┌────────

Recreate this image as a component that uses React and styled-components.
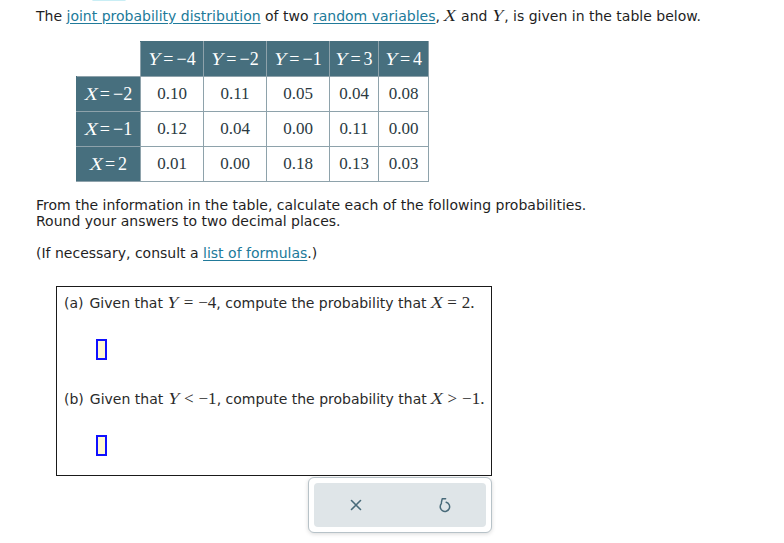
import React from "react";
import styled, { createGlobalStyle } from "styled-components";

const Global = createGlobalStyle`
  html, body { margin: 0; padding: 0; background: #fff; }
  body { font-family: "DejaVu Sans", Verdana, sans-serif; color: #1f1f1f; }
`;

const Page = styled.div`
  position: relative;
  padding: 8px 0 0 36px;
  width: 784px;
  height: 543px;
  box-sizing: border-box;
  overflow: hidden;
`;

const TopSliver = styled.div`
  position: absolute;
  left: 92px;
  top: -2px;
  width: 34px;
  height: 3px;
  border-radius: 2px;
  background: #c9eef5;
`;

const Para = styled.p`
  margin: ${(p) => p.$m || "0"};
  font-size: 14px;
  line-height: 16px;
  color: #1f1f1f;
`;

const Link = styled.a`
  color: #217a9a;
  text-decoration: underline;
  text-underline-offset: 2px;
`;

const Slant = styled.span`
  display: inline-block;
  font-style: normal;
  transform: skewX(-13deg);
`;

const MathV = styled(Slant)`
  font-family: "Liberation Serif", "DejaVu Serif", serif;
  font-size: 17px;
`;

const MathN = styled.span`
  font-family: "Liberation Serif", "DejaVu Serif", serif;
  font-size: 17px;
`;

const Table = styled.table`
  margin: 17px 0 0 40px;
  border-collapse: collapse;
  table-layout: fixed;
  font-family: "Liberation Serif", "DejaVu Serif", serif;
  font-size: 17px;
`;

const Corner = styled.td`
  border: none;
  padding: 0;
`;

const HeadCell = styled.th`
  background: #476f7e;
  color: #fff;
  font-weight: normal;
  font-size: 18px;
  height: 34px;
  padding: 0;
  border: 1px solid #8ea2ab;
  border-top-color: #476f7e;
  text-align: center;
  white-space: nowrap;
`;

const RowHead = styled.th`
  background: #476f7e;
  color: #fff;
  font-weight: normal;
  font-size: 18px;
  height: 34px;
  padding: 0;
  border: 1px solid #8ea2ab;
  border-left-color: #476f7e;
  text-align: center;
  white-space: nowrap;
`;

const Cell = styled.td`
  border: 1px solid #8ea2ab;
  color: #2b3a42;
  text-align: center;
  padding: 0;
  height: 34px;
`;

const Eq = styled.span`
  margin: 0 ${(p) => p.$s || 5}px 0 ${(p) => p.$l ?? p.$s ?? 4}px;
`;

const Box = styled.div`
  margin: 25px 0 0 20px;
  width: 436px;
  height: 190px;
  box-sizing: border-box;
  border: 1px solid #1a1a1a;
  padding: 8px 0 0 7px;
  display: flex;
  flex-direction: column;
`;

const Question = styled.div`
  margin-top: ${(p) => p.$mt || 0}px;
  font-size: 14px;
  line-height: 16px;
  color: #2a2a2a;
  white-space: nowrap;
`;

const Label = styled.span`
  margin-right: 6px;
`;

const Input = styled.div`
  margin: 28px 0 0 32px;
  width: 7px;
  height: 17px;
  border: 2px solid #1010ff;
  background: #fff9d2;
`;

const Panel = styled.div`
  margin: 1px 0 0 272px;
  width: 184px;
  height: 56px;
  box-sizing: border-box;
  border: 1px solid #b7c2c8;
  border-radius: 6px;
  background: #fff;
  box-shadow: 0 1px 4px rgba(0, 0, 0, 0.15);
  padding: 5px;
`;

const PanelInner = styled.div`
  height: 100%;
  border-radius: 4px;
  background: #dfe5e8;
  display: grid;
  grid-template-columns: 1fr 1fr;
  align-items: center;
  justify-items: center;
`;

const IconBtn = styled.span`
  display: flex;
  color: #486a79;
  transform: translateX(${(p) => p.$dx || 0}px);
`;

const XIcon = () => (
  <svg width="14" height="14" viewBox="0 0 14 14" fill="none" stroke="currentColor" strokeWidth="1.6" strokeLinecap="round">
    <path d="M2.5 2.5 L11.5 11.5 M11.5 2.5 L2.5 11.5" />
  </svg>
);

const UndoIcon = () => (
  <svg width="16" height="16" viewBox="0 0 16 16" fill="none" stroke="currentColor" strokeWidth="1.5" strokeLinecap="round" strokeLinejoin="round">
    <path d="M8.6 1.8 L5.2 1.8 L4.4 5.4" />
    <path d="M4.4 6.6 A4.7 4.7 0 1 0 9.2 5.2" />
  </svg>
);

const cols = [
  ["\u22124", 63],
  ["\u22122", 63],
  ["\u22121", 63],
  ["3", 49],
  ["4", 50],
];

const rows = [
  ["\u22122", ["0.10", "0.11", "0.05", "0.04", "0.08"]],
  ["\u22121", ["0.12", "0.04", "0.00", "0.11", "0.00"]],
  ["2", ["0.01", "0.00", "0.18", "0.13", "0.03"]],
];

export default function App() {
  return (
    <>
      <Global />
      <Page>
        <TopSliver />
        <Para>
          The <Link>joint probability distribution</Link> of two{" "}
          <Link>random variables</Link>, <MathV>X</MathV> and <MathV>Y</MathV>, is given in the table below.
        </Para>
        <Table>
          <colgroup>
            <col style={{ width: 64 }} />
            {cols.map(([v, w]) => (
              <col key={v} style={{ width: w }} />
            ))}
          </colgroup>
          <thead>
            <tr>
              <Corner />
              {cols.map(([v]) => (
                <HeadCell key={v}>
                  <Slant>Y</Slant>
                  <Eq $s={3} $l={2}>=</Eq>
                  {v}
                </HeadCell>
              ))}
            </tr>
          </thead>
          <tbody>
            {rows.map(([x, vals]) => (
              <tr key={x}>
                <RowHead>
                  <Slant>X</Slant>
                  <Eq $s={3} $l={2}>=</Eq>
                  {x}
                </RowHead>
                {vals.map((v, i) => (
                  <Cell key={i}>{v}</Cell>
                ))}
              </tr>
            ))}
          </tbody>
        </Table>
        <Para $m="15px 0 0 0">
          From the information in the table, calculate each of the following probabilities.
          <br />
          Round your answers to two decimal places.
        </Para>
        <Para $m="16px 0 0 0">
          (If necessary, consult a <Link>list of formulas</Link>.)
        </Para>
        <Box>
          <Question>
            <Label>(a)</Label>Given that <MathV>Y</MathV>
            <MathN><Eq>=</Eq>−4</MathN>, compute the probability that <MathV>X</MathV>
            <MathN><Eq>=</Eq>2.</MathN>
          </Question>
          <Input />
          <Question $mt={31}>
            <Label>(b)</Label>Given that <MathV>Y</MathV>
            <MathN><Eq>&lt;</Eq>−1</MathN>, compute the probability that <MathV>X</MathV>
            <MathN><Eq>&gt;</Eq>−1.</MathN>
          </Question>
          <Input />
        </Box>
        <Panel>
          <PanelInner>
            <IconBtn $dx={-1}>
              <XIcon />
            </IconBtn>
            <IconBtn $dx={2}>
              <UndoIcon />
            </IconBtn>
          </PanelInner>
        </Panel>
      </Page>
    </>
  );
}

└────────
┌────────

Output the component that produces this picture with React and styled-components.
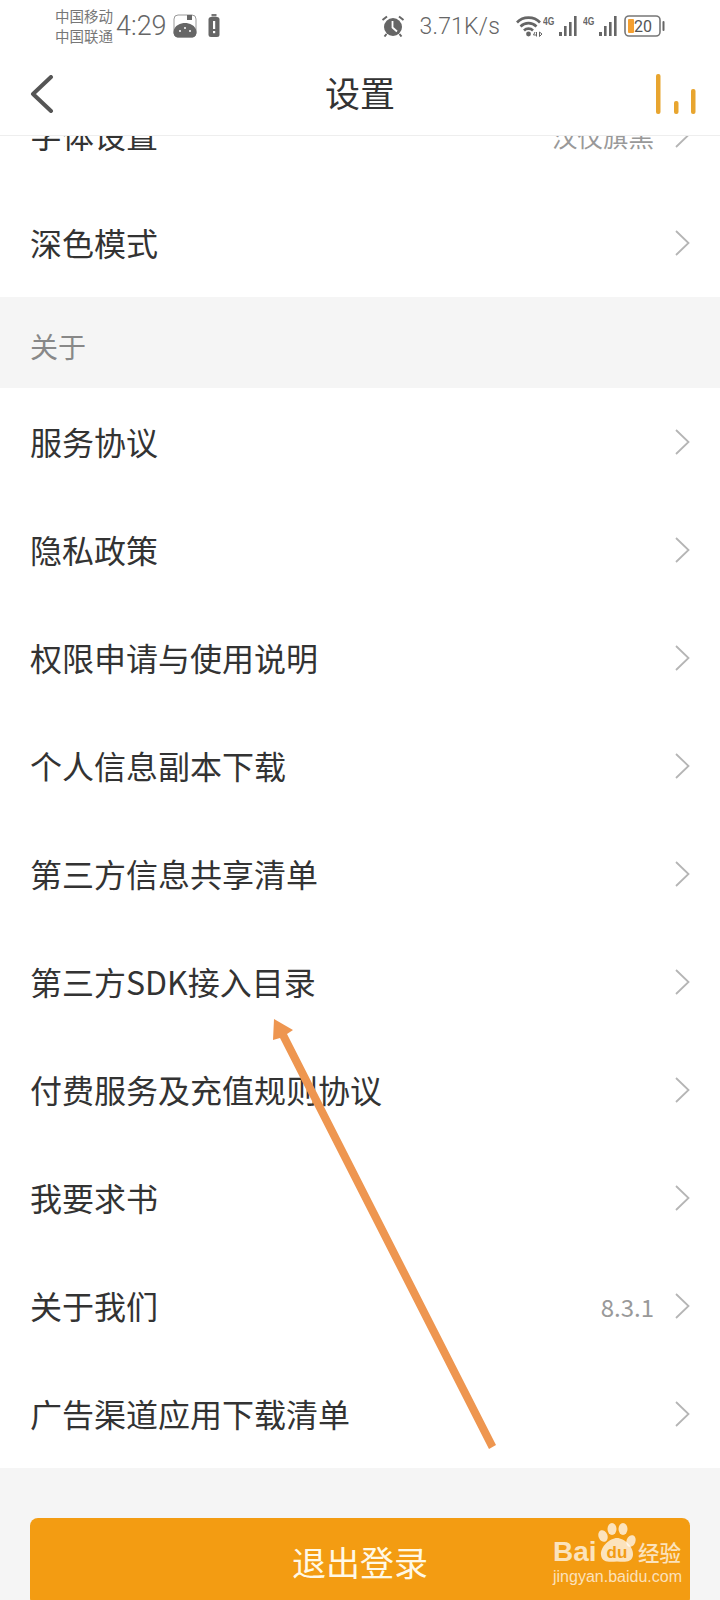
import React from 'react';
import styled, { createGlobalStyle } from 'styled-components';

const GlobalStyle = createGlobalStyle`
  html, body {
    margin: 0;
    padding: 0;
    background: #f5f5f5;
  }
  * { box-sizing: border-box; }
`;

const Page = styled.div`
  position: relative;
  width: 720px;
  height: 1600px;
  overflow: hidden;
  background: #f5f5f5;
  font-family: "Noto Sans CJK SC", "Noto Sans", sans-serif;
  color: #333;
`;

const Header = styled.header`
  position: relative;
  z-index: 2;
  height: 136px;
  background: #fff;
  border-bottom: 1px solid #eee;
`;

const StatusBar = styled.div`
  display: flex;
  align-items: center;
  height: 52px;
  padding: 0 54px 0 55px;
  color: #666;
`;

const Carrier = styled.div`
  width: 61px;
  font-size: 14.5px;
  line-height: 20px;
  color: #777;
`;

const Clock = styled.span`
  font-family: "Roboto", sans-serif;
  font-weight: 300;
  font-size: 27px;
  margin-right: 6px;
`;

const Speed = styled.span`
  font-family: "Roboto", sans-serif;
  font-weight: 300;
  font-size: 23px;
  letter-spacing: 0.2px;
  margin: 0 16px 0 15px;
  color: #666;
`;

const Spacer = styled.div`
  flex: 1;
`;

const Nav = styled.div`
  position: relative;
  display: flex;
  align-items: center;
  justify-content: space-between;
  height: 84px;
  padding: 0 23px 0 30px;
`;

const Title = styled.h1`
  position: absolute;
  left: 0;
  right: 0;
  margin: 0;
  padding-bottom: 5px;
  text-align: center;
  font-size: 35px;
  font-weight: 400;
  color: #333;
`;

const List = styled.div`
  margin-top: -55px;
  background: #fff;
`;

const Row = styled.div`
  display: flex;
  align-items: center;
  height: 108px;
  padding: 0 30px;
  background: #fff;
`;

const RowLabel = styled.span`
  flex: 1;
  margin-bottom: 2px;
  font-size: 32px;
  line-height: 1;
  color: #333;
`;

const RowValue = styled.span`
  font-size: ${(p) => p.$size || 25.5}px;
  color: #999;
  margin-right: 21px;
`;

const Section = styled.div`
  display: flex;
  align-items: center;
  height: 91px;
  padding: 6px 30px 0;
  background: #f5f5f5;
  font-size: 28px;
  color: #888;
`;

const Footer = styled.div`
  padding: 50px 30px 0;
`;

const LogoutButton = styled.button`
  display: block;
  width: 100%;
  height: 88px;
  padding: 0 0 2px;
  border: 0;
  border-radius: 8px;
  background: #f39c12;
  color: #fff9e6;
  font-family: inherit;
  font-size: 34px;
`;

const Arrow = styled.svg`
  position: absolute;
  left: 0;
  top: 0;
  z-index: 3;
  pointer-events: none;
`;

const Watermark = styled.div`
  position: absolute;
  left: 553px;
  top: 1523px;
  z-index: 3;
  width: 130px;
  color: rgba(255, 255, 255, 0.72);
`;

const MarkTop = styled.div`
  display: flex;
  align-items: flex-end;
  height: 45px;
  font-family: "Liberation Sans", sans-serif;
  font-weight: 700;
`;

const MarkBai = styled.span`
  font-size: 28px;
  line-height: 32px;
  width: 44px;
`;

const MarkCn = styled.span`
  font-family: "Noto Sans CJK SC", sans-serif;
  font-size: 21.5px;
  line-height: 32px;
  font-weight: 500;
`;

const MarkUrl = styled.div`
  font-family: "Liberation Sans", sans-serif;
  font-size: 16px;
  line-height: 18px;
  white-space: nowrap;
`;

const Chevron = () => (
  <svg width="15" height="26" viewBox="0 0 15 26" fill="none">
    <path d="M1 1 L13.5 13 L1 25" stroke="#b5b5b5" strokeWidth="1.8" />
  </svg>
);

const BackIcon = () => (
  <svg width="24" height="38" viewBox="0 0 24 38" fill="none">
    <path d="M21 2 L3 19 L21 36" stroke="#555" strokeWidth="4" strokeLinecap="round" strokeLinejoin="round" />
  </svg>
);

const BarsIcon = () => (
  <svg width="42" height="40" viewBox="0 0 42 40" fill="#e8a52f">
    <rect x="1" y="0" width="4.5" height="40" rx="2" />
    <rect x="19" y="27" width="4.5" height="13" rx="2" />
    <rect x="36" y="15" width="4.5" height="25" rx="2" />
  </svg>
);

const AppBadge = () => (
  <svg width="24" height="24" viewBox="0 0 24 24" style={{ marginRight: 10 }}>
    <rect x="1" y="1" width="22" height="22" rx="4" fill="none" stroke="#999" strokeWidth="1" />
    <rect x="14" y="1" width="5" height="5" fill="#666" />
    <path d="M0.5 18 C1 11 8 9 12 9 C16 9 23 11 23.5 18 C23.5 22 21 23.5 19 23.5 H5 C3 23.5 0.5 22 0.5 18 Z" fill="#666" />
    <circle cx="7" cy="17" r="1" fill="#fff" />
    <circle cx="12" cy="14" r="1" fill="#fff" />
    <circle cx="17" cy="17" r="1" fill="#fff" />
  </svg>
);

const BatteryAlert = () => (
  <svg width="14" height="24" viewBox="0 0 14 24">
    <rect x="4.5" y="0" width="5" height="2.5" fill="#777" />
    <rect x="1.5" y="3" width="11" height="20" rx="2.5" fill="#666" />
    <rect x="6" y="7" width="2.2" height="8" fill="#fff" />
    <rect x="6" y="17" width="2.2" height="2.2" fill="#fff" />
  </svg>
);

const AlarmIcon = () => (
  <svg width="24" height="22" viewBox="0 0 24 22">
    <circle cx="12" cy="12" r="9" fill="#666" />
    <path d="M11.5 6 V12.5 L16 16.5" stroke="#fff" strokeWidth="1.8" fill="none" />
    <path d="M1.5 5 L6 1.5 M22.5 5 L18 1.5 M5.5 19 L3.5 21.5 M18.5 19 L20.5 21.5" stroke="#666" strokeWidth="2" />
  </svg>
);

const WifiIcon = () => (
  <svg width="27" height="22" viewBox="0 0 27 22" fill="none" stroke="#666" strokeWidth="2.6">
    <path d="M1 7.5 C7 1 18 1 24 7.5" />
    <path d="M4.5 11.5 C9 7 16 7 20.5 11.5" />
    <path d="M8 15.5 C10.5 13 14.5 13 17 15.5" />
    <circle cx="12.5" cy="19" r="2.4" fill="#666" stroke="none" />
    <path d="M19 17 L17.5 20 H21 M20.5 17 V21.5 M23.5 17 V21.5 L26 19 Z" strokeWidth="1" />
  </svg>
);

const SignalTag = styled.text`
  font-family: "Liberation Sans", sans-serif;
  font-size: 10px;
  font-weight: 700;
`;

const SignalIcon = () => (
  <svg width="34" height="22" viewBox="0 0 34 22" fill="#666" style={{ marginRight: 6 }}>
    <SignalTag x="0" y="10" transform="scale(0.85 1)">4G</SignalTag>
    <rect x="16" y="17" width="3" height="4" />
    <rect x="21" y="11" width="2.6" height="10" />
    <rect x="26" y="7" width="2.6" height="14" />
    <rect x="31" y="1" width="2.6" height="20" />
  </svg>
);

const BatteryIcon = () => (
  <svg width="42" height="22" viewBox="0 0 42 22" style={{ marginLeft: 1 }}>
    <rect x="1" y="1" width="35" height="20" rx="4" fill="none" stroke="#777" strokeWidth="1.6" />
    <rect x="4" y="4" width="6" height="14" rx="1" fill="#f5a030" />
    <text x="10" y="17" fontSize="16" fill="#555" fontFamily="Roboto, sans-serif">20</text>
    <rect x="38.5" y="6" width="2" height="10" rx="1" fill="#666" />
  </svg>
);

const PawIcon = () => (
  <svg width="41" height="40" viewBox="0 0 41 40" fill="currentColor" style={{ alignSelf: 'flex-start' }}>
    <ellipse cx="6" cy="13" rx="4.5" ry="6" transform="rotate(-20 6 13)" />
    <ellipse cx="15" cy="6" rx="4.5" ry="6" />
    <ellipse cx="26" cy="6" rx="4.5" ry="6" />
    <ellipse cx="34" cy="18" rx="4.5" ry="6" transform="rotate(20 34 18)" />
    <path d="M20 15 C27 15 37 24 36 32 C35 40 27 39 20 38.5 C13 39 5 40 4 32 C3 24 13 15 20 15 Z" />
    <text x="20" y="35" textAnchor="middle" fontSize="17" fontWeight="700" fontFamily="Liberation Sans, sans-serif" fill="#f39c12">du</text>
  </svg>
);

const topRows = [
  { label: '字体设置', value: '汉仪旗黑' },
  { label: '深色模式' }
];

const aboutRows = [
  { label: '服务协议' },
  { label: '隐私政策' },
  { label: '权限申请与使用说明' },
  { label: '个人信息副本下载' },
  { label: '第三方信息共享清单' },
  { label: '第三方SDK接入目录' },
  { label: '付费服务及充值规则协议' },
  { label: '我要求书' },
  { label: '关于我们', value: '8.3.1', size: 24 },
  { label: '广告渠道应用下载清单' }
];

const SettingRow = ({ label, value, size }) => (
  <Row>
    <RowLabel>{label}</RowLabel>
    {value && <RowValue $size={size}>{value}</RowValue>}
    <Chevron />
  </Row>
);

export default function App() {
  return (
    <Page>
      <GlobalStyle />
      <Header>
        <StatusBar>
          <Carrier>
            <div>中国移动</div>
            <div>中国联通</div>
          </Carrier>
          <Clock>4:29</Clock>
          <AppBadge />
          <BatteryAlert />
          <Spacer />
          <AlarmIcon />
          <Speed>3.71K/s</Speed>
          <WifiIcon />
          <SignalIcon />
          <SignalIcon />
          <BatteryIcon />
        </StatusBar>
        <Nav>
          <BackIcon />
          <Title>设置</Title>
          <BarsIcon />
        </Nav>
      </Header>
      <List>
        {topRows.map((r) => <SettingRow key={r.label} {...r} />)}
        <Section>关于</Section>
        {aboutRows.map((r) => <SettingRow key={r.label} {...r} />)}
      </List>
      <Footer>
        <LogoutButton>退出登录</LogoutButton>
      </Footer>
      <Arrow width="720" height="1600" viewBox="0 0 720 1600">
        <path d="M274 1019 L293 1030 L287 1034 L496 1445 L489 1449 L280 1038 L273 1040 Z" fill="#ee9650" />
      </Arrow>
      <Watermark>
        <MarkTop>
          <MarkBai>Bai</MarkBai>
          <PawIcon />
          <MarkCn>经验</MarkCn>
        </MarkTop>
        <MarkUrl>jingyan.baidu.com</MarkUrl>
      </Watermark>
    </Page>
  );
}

└────────

SHORT TASK – Tell how many lines of the records above hold the string "that". Give no other text.

CORRECT ANSWER – 6